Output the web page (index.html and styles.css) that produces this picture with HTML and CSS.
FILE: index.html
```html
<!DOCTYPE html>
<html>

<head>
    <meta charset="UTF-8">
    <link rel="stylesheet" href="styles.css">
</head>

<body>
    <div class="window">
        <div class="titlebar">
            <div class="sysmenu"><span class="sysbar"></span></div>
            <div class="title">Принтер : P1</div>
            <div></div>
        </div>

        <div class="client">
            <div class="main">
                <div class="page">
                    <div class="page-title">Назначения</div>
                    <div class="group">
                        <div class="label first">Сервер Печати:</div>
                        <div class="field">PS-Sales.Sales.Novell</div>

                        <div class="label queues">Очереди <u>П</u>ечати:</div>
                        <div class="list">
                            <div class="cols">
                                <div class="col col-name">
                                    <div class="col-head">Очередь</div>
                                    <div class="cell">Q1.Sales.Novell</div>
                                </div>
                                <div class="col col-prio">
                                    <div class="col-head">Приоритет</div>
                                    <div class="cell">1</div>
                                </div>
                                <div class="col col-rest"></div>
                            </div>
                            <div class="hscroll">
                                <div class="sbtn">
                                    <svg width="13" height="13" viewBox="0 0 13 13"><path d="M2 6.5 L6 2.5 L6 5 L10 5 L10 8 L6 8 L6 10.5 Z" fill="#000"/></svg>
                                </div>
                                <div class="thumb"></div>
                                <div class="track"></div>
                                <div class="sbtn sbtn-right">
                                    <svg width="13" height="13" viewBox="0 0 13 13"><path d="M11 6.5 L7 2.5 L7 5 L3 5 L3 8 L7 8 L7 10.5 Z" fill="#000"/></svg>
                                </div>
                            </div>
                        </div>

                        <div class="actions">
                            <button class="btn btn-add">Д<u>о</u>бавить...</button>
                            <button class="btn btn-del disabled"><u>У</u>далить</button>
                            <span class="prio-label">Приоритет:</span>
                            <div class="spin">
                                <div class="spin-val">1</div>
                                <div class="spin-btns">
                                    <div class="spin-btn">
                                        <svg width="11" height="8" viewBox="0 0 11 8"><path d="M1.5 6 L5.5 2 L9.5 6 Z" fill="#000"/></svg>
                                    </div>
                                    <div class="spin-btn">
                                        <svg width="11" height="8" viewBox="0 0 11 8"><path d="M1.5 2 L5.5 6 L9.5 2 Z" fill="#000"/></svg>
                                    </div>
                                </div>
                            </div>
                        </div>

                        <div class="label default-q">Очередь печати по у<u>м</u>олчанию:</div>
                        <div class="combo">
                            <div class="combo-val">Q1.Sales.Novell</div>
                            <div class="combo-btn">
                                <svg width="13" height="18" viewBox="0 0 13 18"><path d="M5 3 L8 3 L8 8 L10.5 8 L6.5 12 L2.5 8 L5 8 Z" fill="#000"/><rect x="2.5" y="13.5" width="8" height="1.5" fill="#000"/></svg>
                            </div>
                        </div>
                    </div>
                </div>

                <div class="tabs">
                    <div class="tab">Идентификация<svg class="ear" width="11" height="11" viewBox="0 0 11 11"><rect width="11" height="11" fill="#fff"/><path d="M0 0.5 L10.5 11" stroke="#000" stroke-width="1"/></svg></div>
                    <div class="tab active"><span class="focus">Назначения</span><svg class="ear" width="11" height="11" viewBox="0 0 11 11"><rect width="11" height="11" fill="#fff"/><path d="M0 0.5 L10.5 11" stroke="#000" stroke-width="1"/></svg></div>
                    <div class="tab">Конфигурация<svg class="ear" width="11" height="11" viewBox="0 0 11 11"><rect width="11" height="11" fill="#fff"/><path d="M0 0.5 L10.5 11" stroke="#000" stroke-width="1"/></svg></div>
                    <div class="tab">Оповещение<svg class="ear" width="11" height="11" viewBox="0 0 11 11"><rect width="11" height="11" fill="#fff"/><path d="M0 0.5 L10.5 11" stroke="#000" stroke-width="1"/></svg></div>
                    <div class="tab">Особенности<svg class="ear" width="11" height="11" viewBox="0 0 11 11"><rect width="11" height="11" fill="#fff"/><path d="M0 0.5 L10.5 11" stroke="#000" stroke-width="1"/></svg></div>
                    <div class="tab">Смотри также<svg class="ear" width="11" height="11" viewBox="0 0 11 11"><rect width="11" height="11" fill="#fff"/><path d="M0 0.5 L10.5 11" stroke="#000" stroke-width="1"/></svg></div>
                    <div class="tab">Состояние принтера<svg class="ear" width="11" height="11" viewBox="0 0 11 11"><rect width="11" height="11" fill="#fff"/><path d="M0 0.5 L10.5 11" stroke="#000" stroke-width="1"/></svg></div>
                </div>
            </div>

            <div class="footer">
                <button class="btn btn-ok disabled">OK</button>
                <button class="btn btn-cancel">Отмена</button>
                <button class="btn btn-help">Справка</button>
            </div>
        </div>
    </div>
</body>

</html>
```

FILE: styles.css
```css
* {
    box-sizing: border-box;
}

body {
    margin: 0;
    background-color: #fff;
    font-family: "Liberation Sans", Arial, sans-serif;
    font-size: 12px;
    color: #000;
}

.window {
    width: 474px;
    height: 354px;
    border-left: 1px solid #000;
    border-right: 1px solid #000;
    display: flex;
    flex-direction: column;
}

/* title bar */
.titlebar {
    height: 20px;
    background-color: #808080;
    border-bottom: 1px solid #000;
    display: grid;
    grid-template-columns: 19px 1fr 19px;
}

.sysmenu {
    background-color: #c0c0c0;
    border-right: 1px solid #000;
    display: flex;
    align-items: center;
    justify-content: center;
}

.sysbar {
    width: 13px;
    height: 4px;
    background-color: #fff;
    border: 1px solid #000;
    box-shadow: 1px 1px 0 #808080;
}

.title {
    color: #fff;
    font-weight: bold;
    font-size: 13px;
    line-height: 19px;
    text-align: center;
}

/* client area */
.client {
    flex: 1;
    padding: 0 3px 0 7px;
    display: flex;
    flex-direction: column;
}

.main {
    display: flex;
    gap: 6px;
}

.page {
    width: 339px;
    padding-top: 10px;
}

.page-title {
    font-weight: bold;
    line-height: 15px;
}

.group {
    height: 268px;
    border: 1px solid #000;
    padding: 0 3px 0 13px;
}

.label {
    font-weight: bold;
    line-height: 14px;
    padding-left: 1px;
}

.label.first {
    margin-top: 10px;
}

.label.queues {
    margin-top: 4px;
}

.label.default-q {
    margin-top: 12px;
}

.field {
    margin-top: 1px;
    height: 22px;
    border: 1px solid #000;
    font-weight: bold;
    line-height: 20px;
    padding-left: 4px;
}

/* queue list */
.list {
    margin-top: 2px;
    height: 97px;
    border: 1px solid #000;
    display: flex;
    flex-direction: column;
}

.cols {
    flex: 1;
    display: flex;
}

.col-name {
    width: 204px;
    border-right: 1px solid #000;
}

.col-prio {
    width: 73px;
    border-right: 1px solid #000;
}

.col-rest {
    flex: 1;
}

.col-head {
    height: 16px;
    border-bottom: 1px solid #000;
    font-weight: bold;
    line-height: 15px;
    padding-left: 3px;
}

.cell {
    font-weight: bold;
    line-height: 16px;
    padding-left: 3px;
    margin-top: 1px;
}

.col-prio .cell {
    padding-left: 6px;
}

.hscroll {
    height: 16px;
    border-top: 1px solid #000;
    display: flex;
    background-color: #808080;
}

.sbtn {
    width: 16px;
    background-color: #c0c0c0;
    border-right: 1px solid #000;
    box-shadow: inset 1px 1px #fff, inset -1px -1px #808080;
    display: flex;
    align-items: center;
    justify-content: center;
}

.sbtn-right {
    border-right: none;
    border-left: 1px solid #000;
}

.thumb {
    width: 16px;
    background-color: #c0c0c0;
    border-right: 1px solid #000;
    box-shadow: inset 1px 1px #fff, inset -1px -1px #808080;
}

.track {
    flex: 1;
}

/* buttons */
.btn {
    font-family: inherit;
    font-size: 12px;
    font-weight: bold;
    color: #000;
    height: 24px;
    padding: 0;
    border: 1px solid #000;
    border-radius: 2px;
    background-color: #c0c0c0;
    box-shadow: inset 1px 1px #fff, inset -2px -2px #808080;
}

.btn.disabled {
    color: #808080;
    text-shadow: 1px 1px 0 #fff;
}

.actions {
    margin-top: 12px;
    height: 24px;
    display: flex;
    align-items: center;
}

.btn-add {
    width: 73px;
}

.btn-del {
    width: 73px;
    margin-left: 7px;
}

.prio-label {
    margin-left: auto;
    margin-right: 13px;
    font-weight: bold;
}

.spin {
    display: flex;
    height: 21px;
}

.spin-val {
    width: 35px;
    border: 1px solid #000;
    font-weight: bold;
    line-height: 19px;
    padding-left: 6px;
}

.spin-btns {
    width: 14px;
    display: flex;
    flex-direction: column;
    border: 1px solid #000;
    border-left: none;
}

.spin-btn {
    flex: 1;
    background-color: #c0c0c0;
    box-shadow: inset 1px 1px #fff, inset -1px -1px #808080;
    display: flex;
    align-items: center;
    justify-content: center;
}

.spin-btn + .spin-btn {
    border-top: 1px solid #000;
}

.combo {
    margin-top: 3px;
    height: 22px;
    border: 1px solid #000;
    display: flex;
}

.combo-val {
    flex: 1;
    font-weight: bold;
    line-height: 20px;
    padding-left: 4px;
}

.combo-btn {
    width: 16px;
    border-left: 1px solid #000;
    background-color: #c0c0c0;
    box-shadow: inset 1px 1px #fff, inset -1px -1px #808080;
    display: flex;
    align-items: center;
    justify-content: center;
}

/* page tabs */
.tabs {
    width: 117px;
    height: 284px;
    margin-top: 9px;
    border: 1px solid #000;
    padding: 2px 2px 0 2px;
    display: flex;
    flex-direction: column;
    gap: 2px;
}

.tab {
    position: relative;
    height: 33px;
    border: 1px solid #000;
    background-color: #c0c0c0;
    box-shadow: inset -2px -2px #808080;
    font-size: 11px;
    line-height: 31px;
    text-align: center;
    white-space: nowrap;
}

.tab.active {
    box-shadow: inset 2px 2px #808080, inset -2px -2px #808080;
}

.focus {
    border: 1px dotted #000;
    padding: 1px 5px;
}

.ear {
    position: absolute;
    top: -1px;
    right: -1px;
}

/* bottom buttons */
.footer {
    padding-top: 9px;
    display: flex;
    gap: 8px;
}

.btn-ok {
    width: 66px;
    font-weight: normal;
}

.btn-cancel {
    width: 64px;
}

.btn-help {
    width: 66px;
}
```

* * *

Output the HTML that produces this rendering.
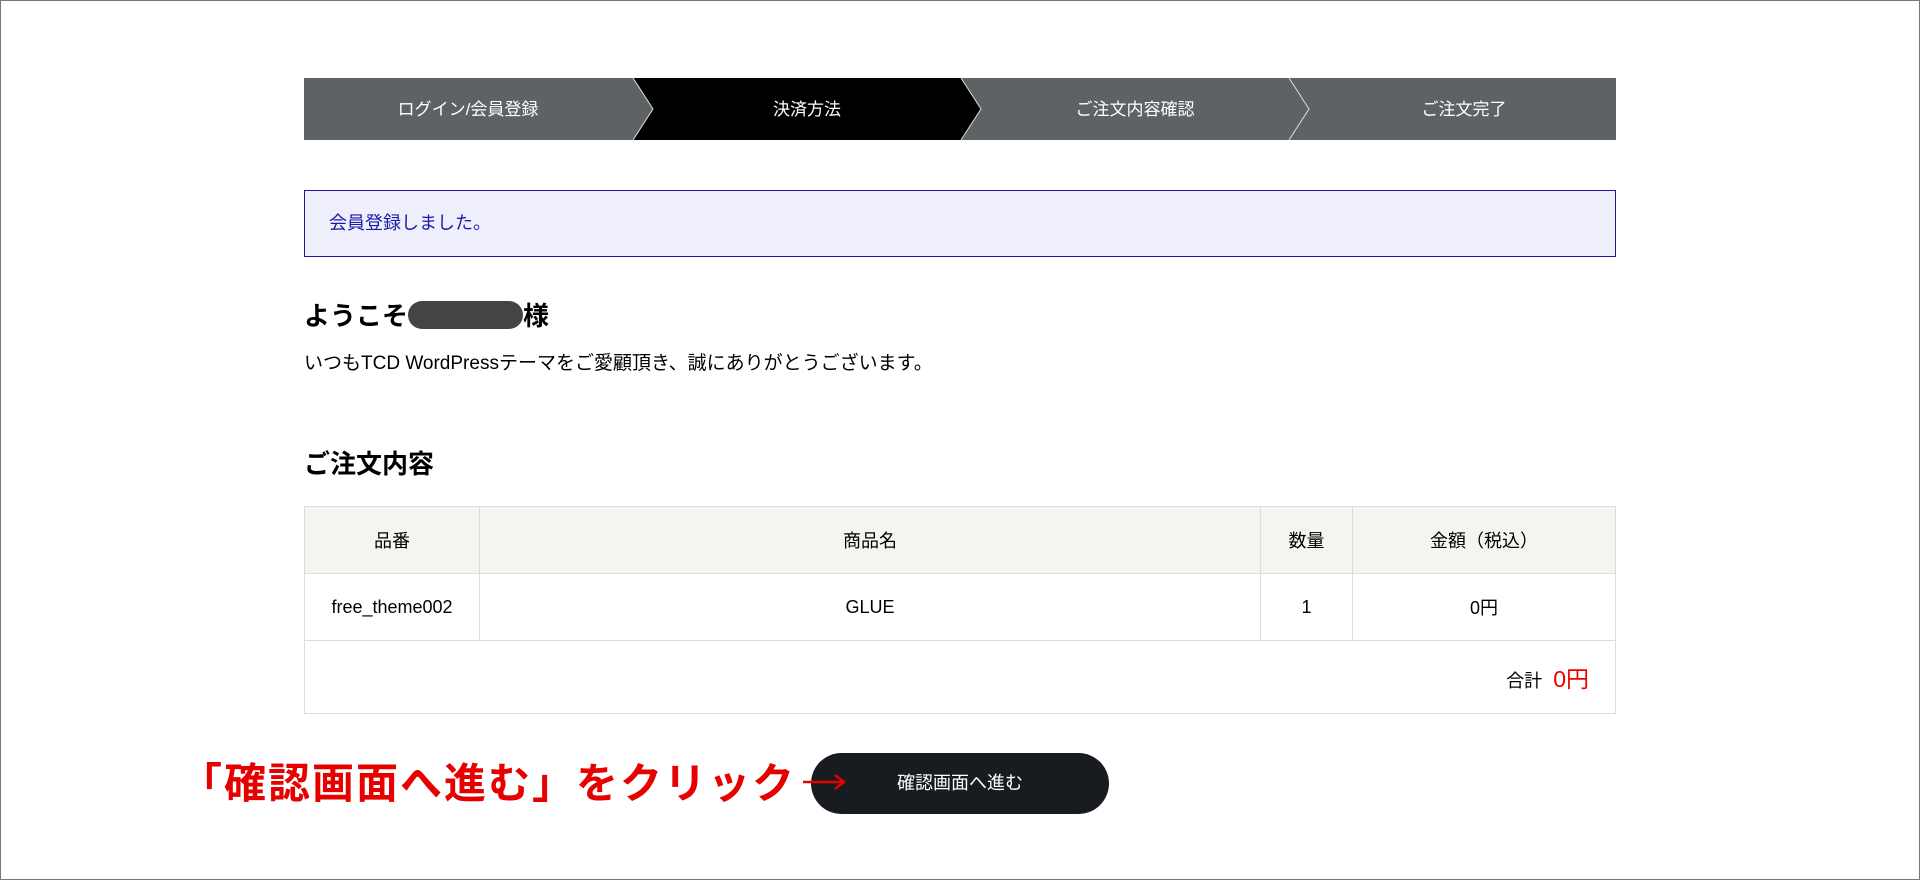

PROBLEM TO SOLVE: Go through the records and copy each line with "index" in it.

SOLVED EXERCISE:
Output the web page (index.html and styles.css) that produces this picture with HTML and CSS.
FILE: index.html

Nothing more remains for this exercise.